The first step was to identify a large data set. I started to go grab the stack overflow data when a friend of mine pointed me to wikipedia. Now this is a set of data to toy with. It's an xml file which contains the more than 9.5 million pages which make up wikipedia. Let that soak in for a minute. Unzipped it weighs in at 25.4GB and I'm sure that it has grown since I downloaded last.

Time to play!
The general structure of the data looks like this:

    public class Page
        [JsonProperty("_id")]
        public string Id { get; set; }
        public string Title { get; set; }
        public string Redirect { get; set; }
        public Revision Revision {get;set;}
    }

    public class Revision {
        public string Id { get; set; }
        public DateTime Timestamp { get; set; }
        public Contributor Contributor {get;set;}
        public string Minor {get;set;}
        public string Comment { get; set; }
        public string Text {get;set;}
    }

    public class Contributor {
        public string Username { get; set; }
        public string Id { get; set; }
        public string Ip { get; set; }
    }

After identifying the structure, my next step was to actually parse the xml file. After a few minutes of banging my head against the wall, I ended up at this. I use an XmlReader to scan forward through the file and use the LINQ to XML bits to break off the page elements.

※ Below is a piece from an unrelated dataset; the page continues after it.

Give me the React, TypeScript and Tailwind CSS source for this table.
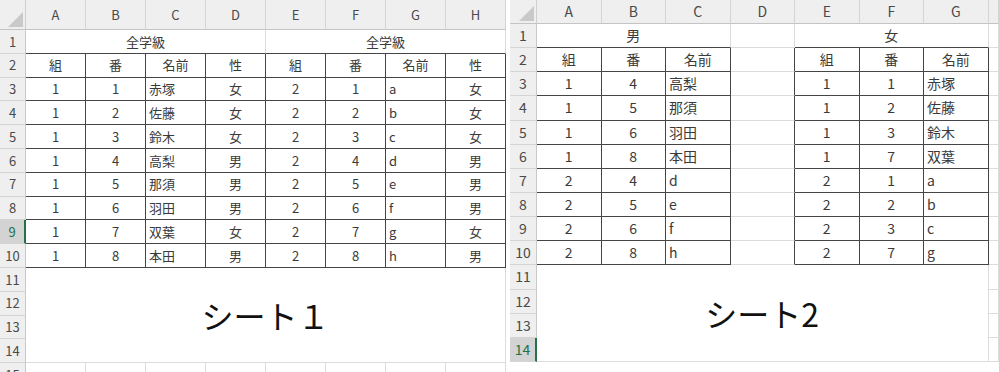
import React from 'react'

const leftRows = [
  ['1', '1', '赤塚', '女', '2', '1', 'a', '女'],
  ['1', '2', '佐藤', '女', '2', '2', 'b', '女'],
  ['1', '3', '鈴木', '女', '2', '3', 'c', '女'],
  ['1', '4', '高梨', '男', '2', '4', 'd', '男'],
  ['1', '5', '那須', '男', '2', '5', 'e', '男'],
  ['1', '6', '羽田', '男', '2', '6', 'f', '男'],
  ['1', '7', '双葉', '女', '2', '7', 'g', '女'],
  ['1', '8', '本田', '男', '2', '8', 'h', '男'],
]

const boys = [
  ['1', '4', '高梨'],
  ['1', '5', '那須'],
  ['1', '6', '羽田'],
  ['1', '8', '本田'],
  ['2', '4', 'd'],
  ['2', '5', 'e'],
  ['2', '6', 'f'],
  ['2', '8', 'h'],
]

const girls = [
  ['1', '1', '赤塚'],
  ['1', '2', '佐藤'],
  ['1', '3', '鈴木'],
  ['1', '7', '双葉'],
  ['2', '1', 'a'],
  ['2', '2', 'b'],
  ['2', '3', 'c'],
  ['2', '7', 'g'],
]

const letters = ['A', 'B', 'C', 'D', 'E', 'F', 'G', 'H']

function Cell({
  children,
  right = false,
  bottom = false,
  left = false,
  className = '',
}: {
  children?: React.ReactNode
  right?: boolean
  bottom?: boolean
  left?: boolean
  className?: string
}) {
  return (
    <div
      className={`flex items-center overflow-hidden whitespace-nowrap border-r border-b ${
        right ? 'border-r-[#454545]' : 'border-r-[#dcdcdc]'
      } ${bottom ? 'border-b-[#454545]' : 'border-b-[#dcdcdc]'} ${
        left ? 'justify-start pl-[3px]' : 'justify-center'
      } ${className}`}
    >
      {children}
    </div>
  )
}

function Corner() {
  return (
    <div className="relative border-r border-b border-r-[#cfcfcf] border-b-[#c4c4c4] bg-[#efefef]">
      <svg className="absolute right-[2px] bottom-[2px]" width="15" height="15" viewBox="0 0 15 15">
        <polygon points="15,0 15,15 0,15" fill="#c9c9c9" />
      </svg>
    </div>
  )
}

function ColHead({ children }: { children?: React.ReactNode }) {
  return (
    <div className="flex items-center justify-center border-r border-b border-r-[#d4d4d4] border-b-[#c4c4c4] bg-[#efefef] text-[#4a4a4a]">
      {children}
    </div>
  )
}

function RowHead({ n, selected = false }: { n: number; selected?: boolean }) {
  return (
    <div
      className={`flex items-center justify-center border-b border-b-[#d4d4d4] ${
        selected
          ? 'border-r-2 border-r-[#217346] bg-[#d3d3d3] text-[#217346]'
          : 'border-r border-r-[#c8c8c8] bg-[#efefef] text-[#4a4a4a]'
      }`}
    >
      {n}
    </div>
  )
}

function SheetOne() {
  const heads = ['組', '番', '名前', '性', '組', '番', '名前', '性']
  return (
    <div className="grid h-[372px] w-[507px] shrink-0 grid-cols-[26px_repeat(8,60px)] grid-rows-[30px_repeat(15,23.8px)] overflow-hidden text-[13px] text-[#3a3a3a]">
      <Corner />
      {letters.map((c) => (
        <ColHead key={c}>{c}</ColHead>
      ))}

      <RowHead n={1} />
      <Cell className="col-span-4" bottom>
        全学級
      </Cell>
      <Cell className="col-span-4" bottom>
        全学級
      </Cell>

      <RowHead n={2} />
      {heads.map((h, i) => (
        <Cell key={i} right bottom>
          {h}
        </Cell>
      ))}

      {leftRows.map((row, i) => (
        <React.Fragment key={i}>
          <RowHead n={i + 3} selected={i + 3 === 9} />
          {row.map((v, j) => (
            <Cell key={j} right bottom left={j % 4 === 2}>
              {v}
            </Cell>
          ))}
        </React.Fragment>
      ))}

      <RowHead n={11} />
      <Cell className="col-span-8 row-span-4 text-[32px] text-[#111]">シート１</Cell>
      <RowHead n={12} />
      <RowHead n={13} />
      <RowHead n={14} />

      <RowHead n={15} />
      {letters.map((c) => (
        <Cell key={c} />
      ))}
    </div>
  )
}

function SheetTwo() {
  return (
    <div className="grid h-[363px] min-w-0 flex-1 grid-cols-[27px_repeat(7,64.5px)_1fr] grid-rows-[24px_repeat(14,24.15px)] overflow-hidden text-[14px] text-[#3a3a3a]">
      <Corner />
      {letters.slice(0, 7).map((c) => (
        <ColHead key={c}>{c}</ColHead>
      ))}
      <ColHead />

      <RowHead n={1} />
      <Cell className="col-span-3" bottom>
        男
      </Cell>
      <Cell />
      <Cell className="col-span-3" bottom>
        女
      </Cell>
      <Cell />

      <RowHead n={2} />
      {['組', '番', '名前'].map((h) => (
        <Cell key={h} right bottom>
          {h}
        </Cell>
      ))}
      <Cell right />
      {['組', '番', '名前'].map((h) => (
        <Cell key={h + '2'} right bottom>
          {h}
        </Cell>
      ))}
      <Cell />

      {boys.map((row, i) => (
        <React.Fragment key={i}>
          <RowHead n={i + 3} />
          {row.map((v, j) => (
            <Cell key={j} right bottom left={j === 2}>
              {v}
            </Cell>
          ))}
          <Cell right />
          {girls[i].map((v, j) => (
            <Cell key={'g' + j} right bottom left={j === 2}>
              {v}
            </Cell>
          ))}
          <Cell />
        </React.Fragment>
      ))}

      <RowHead n={11} />
      <Cell className="col-span-7 row-span-4 text-[32px] text-[#111]">シート2</Cell>
      <Cell />
      <RowHead n={12} />
      <Cell />
      <RowHead n={13} />
      <Cell />
      <RowHead n={14} selected />
      <Cell />
    </div>
  )
}

export default function App() {
  return (
    <div className="flex h-[372px] w-[999px] gap-[3px] overflow-hidden bg-white font-['Noto_Sans_CJK_JP',sans-serif]">
      <SheetOne />
      <SheetTwo />
    </div>
  )
}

    public class WikiFileParser {
        string fileName;

        public WikiFileParser(string fileName){
            this.fileName = fileName;
        }

        public IEnumerable<XElement> GetPages() {
            var file = new StreamReader(fileName);
            var reader = XmlReader.Create(file);
            reader.MoveToContent();

            while (reader.Read()) {
                if (reader.NodeType == XmlNodeType.Element && reader.Name == "page"){
                    XElement x = XNode.ReadFrom(reader) as XElement;
                    if (x != null)
                        yield return x;
                }
            }
        }
    }

The reason I chose this method is that I needed to keep a minimal amount of data in memory and I wanted to use the convenience of the LINQ to XML api to populate my objects.

Before I get to the meat, I need to share a few extension methods:

    public static XElement Named(this XElement elm, string name){
        var newElm = elm.Element("{http://www.mediawiki.org/xml/export-0.4/}" + name);
        if (newElm == null)
            newElm = new XElement("dummy");
        return newElm;
    }

This one is to get around some weird namespace issues that I encountered. If someone knows how I can avoid this, please let me know!

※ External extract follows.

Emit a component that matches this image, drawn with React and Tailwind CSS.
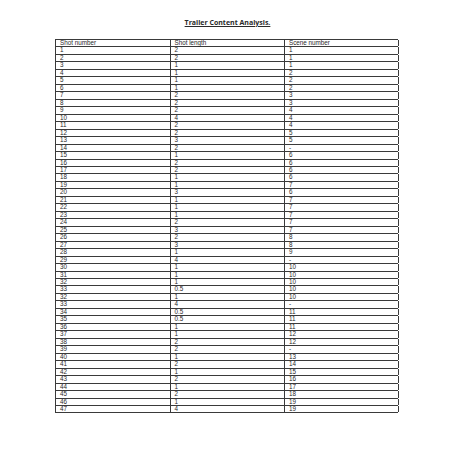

    public static IEnumerable<IEnumerable<T>> Chunk<T>(this IEnumerable<T> pages, int count){
        List<T> chunk = new List<T>();
        foreach (var page in pages){
            chunk.Add(page);

            if (chunk.Count == count){
                yield return chunk.ToList();
                chunk.Clear();
            }
        }
        yield return chunk.ToList();
    }

This one is kind of interesting. I'm using this to batch up single entities into clumps so that I can perform bulk operations.

Finally, on to the meat!
I'll start by posting the code and the I'll explain each method in detail.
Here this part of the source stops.